Even as the homages and references and plot points jumped over my head and skated every which way around me, I couldn’t help but feel the momentousness of it all.
We all have stories and characters we love. We move in close to them, pressing in as we would around a fire, hands and faces turned toward the warmth.
Yes, we can get lost in stories and escape in make-believe and find our hands and faces charred in the end.
Story can go wrong, and we can argue endlessly about whether it’s the story’s fault or your fault.
But then, then there are the times when story goes right, when story is as it’s meant to be.
Story as it’s meant to be draws us into its world … and then back out into our own worlds. In some little way or some big way or some unknown way, it connects us with what it means to be human.
We like these stories and characters because somehow, we can connect with them. He said something funny, and I laughed. That look in her eyes almost made me cry too. That story crushed me or resonated with me or reminded me of something important.
But then scripts and performances, editors and formulas, platforms and special effects, audiences and critics, it’s-not-like-the-book and it’s-barely-based-on-a-true-story, politics and hidden agendas … how easy it is to lose the magic of story.
But it’s still there, if we will only be open to it.
We all have moments wrapped in beauty, in the doing and in the thinking and in the living.
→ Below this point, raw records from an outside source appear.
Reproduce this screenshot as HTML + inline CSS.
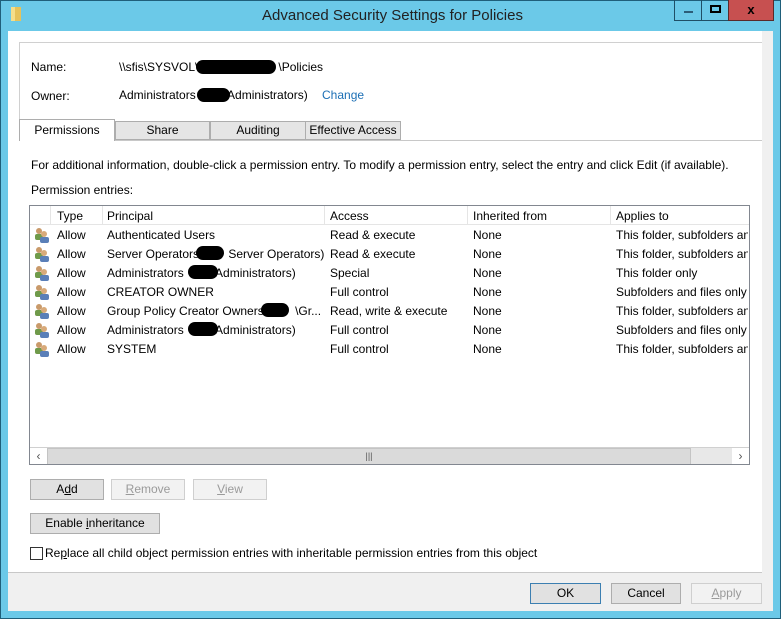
<!DOCTYPE html>
<html><head><style>
*{margin:0;padding:0;box-sizing:border-box}
body{width:781px;height:619px;background:#6bc9e8;font-family:"Liberation Sans",sans-serif;font-size:12px;color:#000;position:relative;overflow:hidden}
.a{position:absolute;white-space:nowrap}
.btn{position:absolute;height:21px;border:1px solid #adadad;background:#e1e1e1;text-align:center;line-height:19px}
.dis{border-color:#cfcfcf;background:#f2f2f2;color:#9a9a9a}
.blk{position:absolute;background:#000;border-radius:7px;height:14px}
</style></head><body>
<div class="a" style="left:0;top:0;width:781px;height:619px;border:1px solid #1f5f7a"></div>
<svg class="a" style="left:10px;top:6px" width="12" height="16"><rect x="1" y="1" width="10" height="14" fill="#e6c25a"/><rect x="1" y="1" width="4" height="14" fill="#f5de8a"/></svg>
<div class="a" style="left:262px;top:7px;font-size:15px;color:#222">Advanced Security Settings for Policies</div>
<div class="a" style="left:674px;top:0;width:28px;height:21px;border:1px solid #1f4f66;border-top:0"><div class="a" style="left:9px;top:11px;width:9px;height:2px;background:#2c5d78"></div></div>
<div class="a" style="left:701px;top:0;width:28px;height:21px;border:1px solid #1f4f66;border-top:0"><div class="a" style="left:8px;top:5px;width:11px;height:8px;border:2px solid #000"></div></div>
<div class="a" style="left:728px;top:0;width:46px;height:21px;background:#c75050;border:1px solid #5a2a2a;border-top:0;text-align:center;font-weight:bold;font-size:13px;line-height:19px">x</div>
<div class="a" style="left:8px;top:31px;width:765px;height:580px;background:#f0f0f0"></div>
<div class="a" style="left:8px;top:31px;width:754px;height:542px;background:#fff;border-bottom:1px solid #c8c8c8"></div>
<div class="a" style="left:19px;top:42px;width:743px;height:80px;border-left:1px solid #d0d0d0;border-top:1px solid #d0d0d0"></div>
<div class="a" style="left:31px;top:60px">Name:</div>
<div class="a" style="left:119px;top:60px">\\sfis\SYSVOL\<span style="display:inline-block;width:80px"></span>\Policies</div>
<div class="blk" style="left:196px;top:60px;width:80px"></div>
<div class="a" style="left:31px;top:89px">Owner:</div>
<div class="a" style="left:119px;top:88px">Administrators <span style="display:inline-block;width:28px"></span>Administrators)</div>
<div class="blk" style="left:197px;top:88px;width:33px"></div>
<div class="a" style="left:322px;top:88px;color:#1c6fb5">Change</div>
<div class="a" style="left:19px;top:140px;width:743px;height:1px;background:#c8c8c8"></div>
<div class="a" style="left:19px;top:119px;width:96px;height:22px;border:1px solid #adadad;border-bottom:0;background:#fff;text-align:center;line-height:20px">Permissions</div>
<div class="a" style="left:115px;top:121px;width:95px;height:19px;border:1px solid #adadad;background:#e5e5e5;text-align:center;line-height:17px">Share</div>
<div class="a" style="left:210px;top:121px;width:96px;height:19px;border:1px solid #adadad;background:#e5e5e5;text-align:center;line-height:17px">Auditing</div>
<div class="a" style="left:305px;top:121px;width:96px;height:19px;border:1px solid #adadad;background:#e5e5e5;text-align:center;line-height:17px">Effective Access</div>
<div class="a" style="left:31px;top:158px">For additional information, double-click a permission entry. To modify a permission entry, select the entry and click Edit (if available).</div>
<div class="a" style="left:31px;top:183px">Permission entries:</div>
<div class="a" style="left:29px;top:205px;width:721px;height:260px;border:1px solid #828790;overflow:hidden">
<div class="a" style="left:0;top:0;width:720px;height:19px;border-bottom:1px solid #e5e5e5"></div>
<div class="a" style="left:20px;top:0;width:1px;height:19px;background:#e5e5e5"></div>
<div class="a" style="left:72px;top:0;width:1px;height:19px;background:#e5e5e5"></div>
<div class="a" style="left:294px;top:0;width:1px;height:19px;background:#e5e5e5"></div>
<div class="a" style="left:437px;top:0;width:1px;height:19px;background:#e5e5e5"></div>
<div class="a" style="left:580px;top:0;width:1px;height:19px;background:#e5e5e5"></div>
<div class="a" style="left:27px;top:3px">Type</div><div class="a" style="left:77px;top:3px">Principal</div><div class="a" style="left:300px;top:3px">Access</div><div class="a" style="left:443px;top:3px">Inherited from</div><div class="a" style="left:586px;top:3px">Applies to</div>
<div class="a" style="left:0;top:241px;width:720px;height:18px;background:#e8e8e8;border-top:1px solid #d0d0d0"></div>
<div class="a" style="left:0;top:242px;width:17px;height:17px;background:#fff;text-align:center;color:#555;line-height:16px">&lsaquo;</div>
<div class="a" style="left:17px;top:242px;width:644px;height:17px;background:#dadada;border:1px solid #c4c4c4;text-align:center;line-height:14px;font-size:9px;color:#555">|||</div>
<div class="a" style="left:702px;top:242px;width:17px;height:17px;background:#fff;text-align:center;color:#555;line-height:16px">&rsaquo;</div>
</div>
<div id="rows"></div>
<script>
var r=[["Authenticated Users","Read &amp; execute","This folder, subfolders an",0],["Server Operators <span style='display:inline-block;width:26px'></span>Server Operators)","Read &amp; execute","This folder, subfolders an",1],["Administrators <span style='display:inline-block;width:28px'></span>Administrators)","Special","This folder only",1],["CREATOR OWNER","Full control","Subfolders and files only",0],["Group Policy Creator Owners <span style='display:inline-block;width:28px'></span>\\Gr...","Read, write &amp; execute","This folder, subfolders an",2],["Administrators <span style='display:inline-block;width:28px'></span>Administrators)","Full control","Subfolders and files only",1],["SYSTEM","Full control","This folder, subfolders an",0]];
var h="";r.forEach(function(e,i){var y=228+i*19;
h+='<svg class="a" style="left:34px;top:'+(y-1)+'px" width="16" height="16"><circle cx="5" cy="4" r="3" fill="#c99a6a"/><rect x="1" y="7" width="8" height="6" rx="2" fill="#6f9a4a"/><circle cx="10" cy="7" r="3" fill="#d8aa7a"/><rect x="6" y="10" width="9" height="6" rx="2" fill="#5a7fb8"/></svg>';
h+='<div class="a" style="left:57px;top:'+y+'px">Allow</div><div class="a" style="left:107px;top:'+y+'px">'+e[0]+'</div><div class="a" style="left:330px;top:'+y+'px">'+e[1]+'</div><div class="a" style="left:473px;top:'+y+'px">None</div><div class="a" style="left:616px;top:'+y+'px;width:132px;overflow:hidden">'+e[2]+'</div>';
if(e[3]==1)h+='<div class="blk" style="left:'+(i==1?196:188)+'px;top:'+(y-1)+'px;width:'+(i==1?28:30)+'px"></div>';
if(e[3]==2)h+='<div class="blk" style="left:261px;top:'+(y-1)+'px;width:28px"></div>';});
document.getElementById("rows").innerHTML=h;
</script>
<div class="btn" style="left:30px;top:479px;width:74px">A<u>d</u>d</div>
<div class="btn dis" style="left:111px;top:479px;width:74px"><u>R</u>emove</div>
<div class="btn dis" style="left:193px;top:479px;width:74px"><u>V</u>iew</div>
<div class="btn" style="left:30px;top:513px;width:130px">Enable <u>i</u>nheritance</div>
<div class="a" style="left:30px;top:547px;width:13px;height:13px;border:1px solid #333;background:#fff"></div>
<div class="a" style="left:45px;top:546px">Re<u>p</u>lace all child object permission entries with inheritable permission entries from this object</div>
<div class="btn" style="left:530px;top:583px;width:71px;border-color:#3c7fb1">OK</div>
<div class="btn" style="left:611px;top:583px;width:70px">Cancel</div>
<div class="btn dis" style="left:691px;top:583px;width:71px"><u>A</u>pply</div>
</body></html>
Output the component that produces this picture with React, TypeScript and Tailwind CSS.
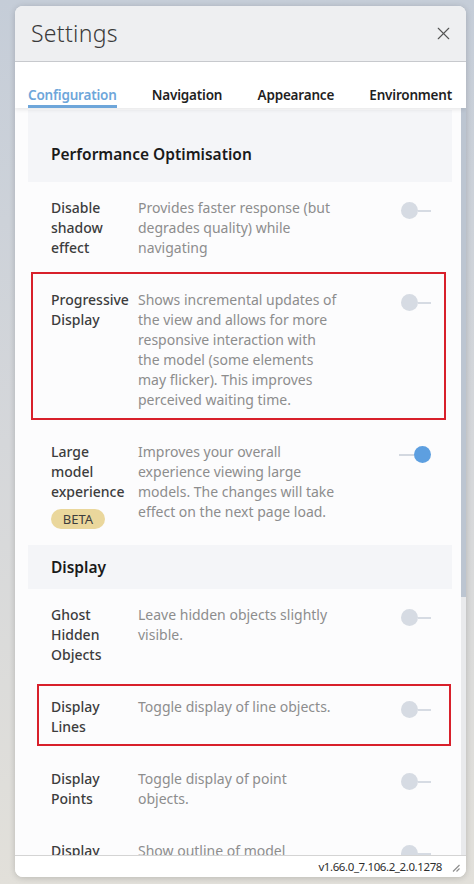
import React from 'react';
import { X } from 'lucide-react';

type Row = {
    label: string[];
    description: string;
    on?: boolean;
    beta?: boolean;
    highlight?: 'wide' | 'narrow';
};

const performanceRows: Row[] = [
    { label: ['Disable', 'shadow', 'effect'], description: 'Provides faster response (but degrades quality) while navigating' },
    {
        label: ['Progressive', 'Display'],
        description: 'Shows incremental updates of the view and allows for more responsive interaction with the model (some elements may flicker). This improves perceived waiting time.',
        highlight: 'wide',
    },
    {
        label: ['Large', 'model', 'experience'],
        description: 'Improves your overall experience viewing large models. The changes will take effect on the next page load.',
        on: true,
        beta: true,
    },
];

const displayRows: Row[] = [
    { label: ['Ghost', 'Hidden', 'Objects'], description: 'Leave hidden objects slightly visible.' },
    { label: ['Display', 'Lines'], description: 'Toggle display of line objects.', highlight: 'narrow' },
    { label: ['Display', 'Points'], description: 'Toggle display of point objects.' },
    { label: ['Display', 'Edges'], description: 'Show outline of model objects.' },
];

const tabs = ['Configuration', 'Navigation', 'Appearance', 'Environment'];

function Toggle({ on }: { on?: boolean }) {
    if (on) {
        return (
            <div className="flex items-center">
                <div className="w-[15px] h-[2px] bg-[#d3d8e0]" />
                <div className="w-[17px] h-[17px] rounded-full bg-[#5d9fe0]" />
            </div>
        );
    }
    return (
        <div className="flex items-center">
            <div className="w-[17px] h-[17px] rounded-full bg-[#d6dbe3]" />
            <div className="w-[13px] h-[2px] bg-[#d6dbe3]" />
        </div>
    );
}

function SettingRow({ row }: { row: Row }) {
    return (
        <div className="relative flex pl-[23px] py-4">
            {row.highlight === 'wide' && (
                <div className="absolute left-[3px] right-[6px] top-[-2px] bottom-[6px] border-2 border-[#d8202b]" />
            )}
            {row.highlight === 'narrow' && (
                <div className="absolute left-[9px] right-[1px] top-[3px] bottom-[7px] border-2 border-[#d8202b]" />
            )}
            <div className="w-[87px] shrink-0 text-[14px] leading-5 font-medium text-[#3d3d3d]">
                {row.label.map((l) => (
                    <div key={l}>{l}</div>
                ))}
                {row.beta && (
                    <div className="mt-[7px] w-[54px] h-5 rounded-full bg-[#ead79c] text-[13px] leading-5 text-[#3d3d3d] text-center font-normal">
                        BETA
                    </div>
                )}
            </div>
            <div className="w-[200px] text-[14px] leading-5 text-[#8d8d8d]">{row.description}</div>
            <div className="ml-auto mr-[21px] pt-[4px]">
                <Toggle on={row.on} />
            </div>
        </div>
    );
}

export default function App() {
    return (
        <div
            className="w-[474px] h-[884px] bg-gradient-to-b from-[#c5cdd8] via-[#d5d7da] to-[#e2e0da] pt-[6px] pl-[15px] overflow-hidden"
            style={{ fontFamily: '"Noto Sans", "Open Sans", sans-serif' }}
        >
            <div className="w-[451px] h-[871px] flex flex-col bg-[#fcfcfd] rounded-lg shadow-[0_1px_6px_rgba(0,0,0,0.18)] overflow-hidden">
                {/* Header */}
                <div className="h-[56px] shrink-0 bg-[#eeeff1] border-b border-[#c9cbcf] flex items-center justify-between pl-[16px] pr-[12px]">
                    <h1 className="text-[23px] font-light text-[#3a3a3a] tracking-[0.3px]">Settings</h1>
                    <X size={21} strokeWidth={1.3} className="text-[#555]" />
                </div>

                {/* Tabs */}
                <div className="relative z-10 h-[46px] shrink-0 bg-white shadow-[0_2px_4px_rgba(0,0,0,0.08)] flex items-end pl-[13px] pr-[14px] justify-between">
                    {tabs.map((t, i) => (
                        <div
                            key={t}
                            className={
                                i === 0
                                    ? 'border-b-[3px] border-[#6ea6da] text-[13.5px] leading-5 font-semibold text-[#6ea6da] tracking-[-0.2px]'
                                    : 'pb-[3px] text-[13.5px] leading-5 font-semibold text-[#1f1f1f] tracking-[-0.2px]'
                            }
                        >
                            {t}
                        </div>
                    ))}
                </div>

                {/* Content + scrollbar */}
                <div className="flex-1 flex min-h-0">
                    <div className="flex-1 overflow-hidden pl-[13px] pr-[9px] pt-[2px]">
                        <div className="bg-[#f4f5f8] pl-[23px] pt-[32px] pb-[16px] text-[15.5px] leading-6 font-semibold text-[#1a1a1a]">
                            Performance Optimisation
                        </div>
                        {performanceRows.map((r) => (
                            <SettingRow key={r.label.join(' ')} row={r} />
                        ))}
                        <div className="bg-[#f4f5f8] pl-[23px] py-[10px] text-[15.5px] leading-6 font-semibold text-[#1a1a1a]">
                            Display
                        </div>
                        {displayRows.map((r) => (
                            <SettingRow key={r.label.join(' ')} row={r} />
                        ))}
                    </div>
                    <div className="w-[5px] shrink-0 bg-[#e9eaec] flex flex-col">
                        <div className="h-[489px] bg-[#bcc5d1]" />
                    </div>
                </div>

                {/* Footer */}
                <div className="h-[22px] shrink-0 bg-white border-t border-[#d4d4d4] flex items-center justify-end pr-[6px]">
                    <span className="text-[11.5px] leading-4 tracking-[-0.4px] text-[#2e2e2e] whitespace-nowrap">
                        v1.66.0_7.106.2_2.0.1278
                    </span>
                    <svg width="8" height="8" viewBox="0 0 8 8" className="block ml-[10px] mt-[3px] shrink-0">
                        <path d="M7.5 1 L1 7.5 M7.5 4.5 L4.5 7.5" stroke="#8f8f8f" strokeWidth="1.2" fill="none" />
                    </svg>
                </div>
            </div>
        </div>
    );
}
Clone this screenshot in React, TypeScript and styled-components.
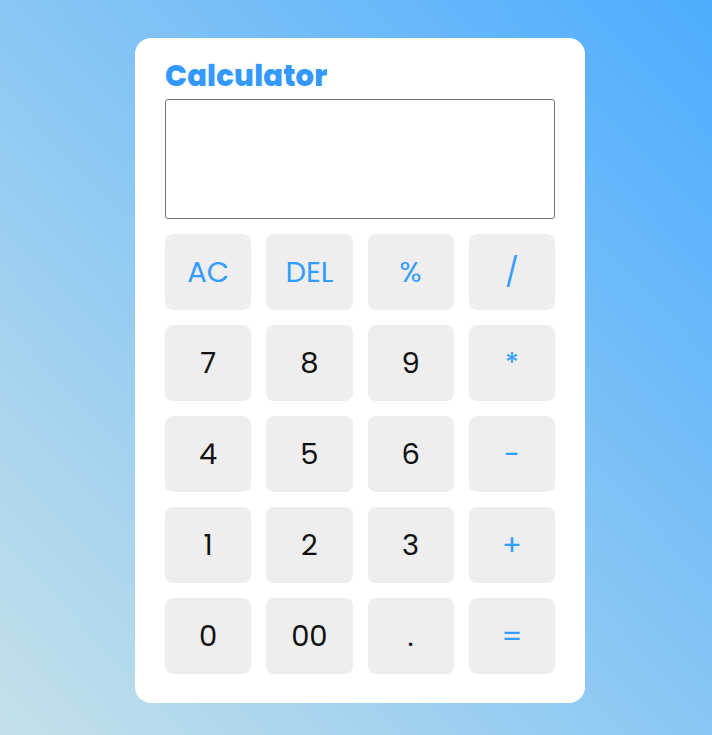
import styled, {createGlobalStyle} from 'styled-components';

const GlobalStyle = createGlobalStyle`
  * {
    box-sizing: border-box;
  }
  html, body {
    margin: 0;
    padding: 0;
  }
  body {
    font-family: 'Poppins', 'Lato', 'Noto Sans', sans-serif;
    min-height: 735px;
    background: linear-gradient(to top right, #c4e1ea, #4eacfe);
  }
`;

const Page = styled.div`
  min-height: 735px;
  display: flex;
  justify-content: center;
  align-items: flex-start;
  padding: 38px 0 0 8px;
`;

const Card = styled.div`
  width: 450px;
  background: #fff;
  border-radius: 16px;
  padding: 20px 30px 29px;
  display: flex;
  flex-direction: column;
`;

const Title = styled.h1`
  margin: 0 0 4px;
  font-size: 29px;
  line-height: 37px;
  font-weight: 800;
  color: #3399ff;
  letter-spacing: 0.2px;
`;

const Display = styled.input`
  flex-shrink: 0;
  width: 390px;
  height: 120px;
  border: 1px solid #767676;
  border-radius: 3px;
  margin: 0 0 15px;
  font-family: inherit;
  font-size: 32px;
  text-align: right;
  padding: 0 12px;
  outline: none;
`;

const Keys = styled.div`
  display: grid;
  grid-template-columns: repeat(4, 1fr);
  grid-auto-rows: 76px;
  gap: 15px;
  width: 390px;
`;

const Key = styled.button<{$op?: boolean}>`
  border: none;
  border-radius: 8px;
  background: #eeeeee;
  font-family: inherit;
  font-size: 29px;
  font-weight: 400;
  color: ${p => (p.$op ? '#339cff' : '#111')};
  cursor: pointer;
  display: flex;
  align-items: center;
  justify-content: center;
  padding: 0;
`;

const keys: {label: string; op?: boolean}[] = [
  {label: 'AC', op: true},
  {label: 'DEL', op: true},
  {label: '%', op: true},
  {label: '/', op: true},
  {label: '7'},
  {label: '8'},
  {label: '9'},
  {label: '*', op: true},
  {label: '4'},
  {label: '5'},
  {label: '6'},
  {label: '-', op: true},
  {label: '1'},
  {label: '2'},
  {label: '3'},
  {label: '+', op: true},
  {label: '0'},
  {label: '00'},
  {label: '.'},
  {label: '=', op: true},
];

export default function App() {
  return (
    <>
      <GlobalStyle />
      <Page>
        <Card>
          <Title>Calculator</Title>
          <Display type="text" readOnly />
          <Keys>
            {keys.map(k => (
              <Key key={k.label} $op={k.op}>
                {k.label}
              </Key>
            ))}
          </Keys>
        </Card>
      </Page>
    </>
  );
}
And we all have moments wrapped in pain.
I drove home with my dad from that Doctor Who special without saying much of anything. Mumford & Sons filled the car and all outside was dark and same. And I was thinking of how characters and stories mean so much to every one of us, and art was alive inside me, and I felt so very full.
Moments like that, where the music and the mind come together to make something rich, even if it stays inside and unspoken, remind me of the other stories on screens and in books. Those started inside someone too, and now here they are.
Story connects us with what it means to be human. It happens when my unspoken meets your spoken, and I am changed.